The Prints of Darkness

There’s a commotion in front of Al’s coffee shop. Perennial antiestablishmentarian Change-me Charlie’s set up his argument table there and this time the ‘establishment’ he’s taking on is Astrophysics. Charlie’s an accomplished chain-yanker and he’s working it hard. “There’s no evidence for dark matter, they’ve never found any of the stuff and there’s tons of no-dark-matter theories to explain the evidence.”

Big Cap’n Mike’s shouts from the back of the crowd. “What they’ve been looking for and haven’t found is particles. By my theory dark matter’s an aspect of gravity which ain’t particles so there’s no particles for them to find.”

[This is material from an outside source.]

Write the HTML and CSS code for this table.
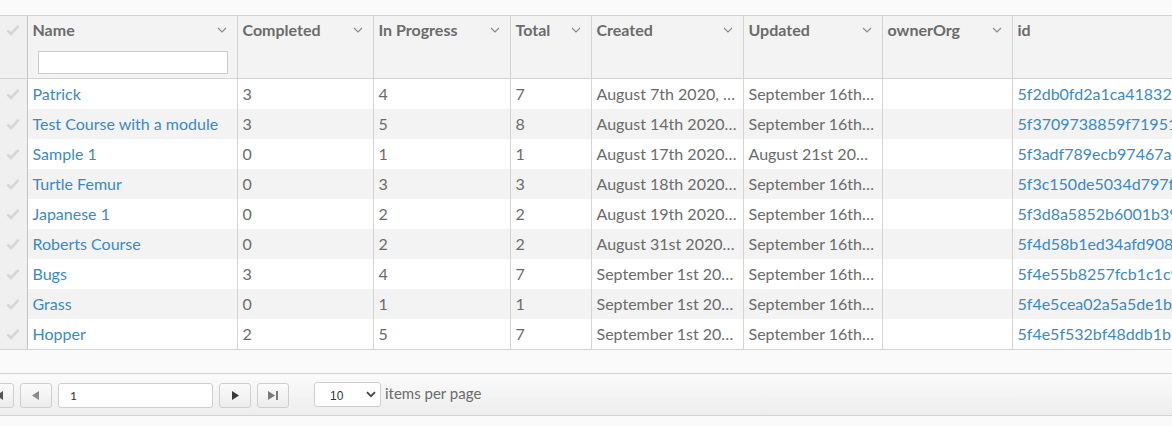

Astronomer-in-training Jim spouts off right in Charlie’s face. “Dude, you can’t have it both ways. Either there’s no evidence to theorize about, or there’s evidence.”

Physicist-in-training Newt Barnes takes the oppo chair. “So what exactly are we talking about here?”

“That’s the thing, guy, no-one knows. It’s like that song, ‘Last night I saw upon the stair / A little man who wasn’t there. / He wasn’t there again today. / Oh how I wish he’d go away.‘ It’s just buzzwords about a bogosity. Nothin’ there.”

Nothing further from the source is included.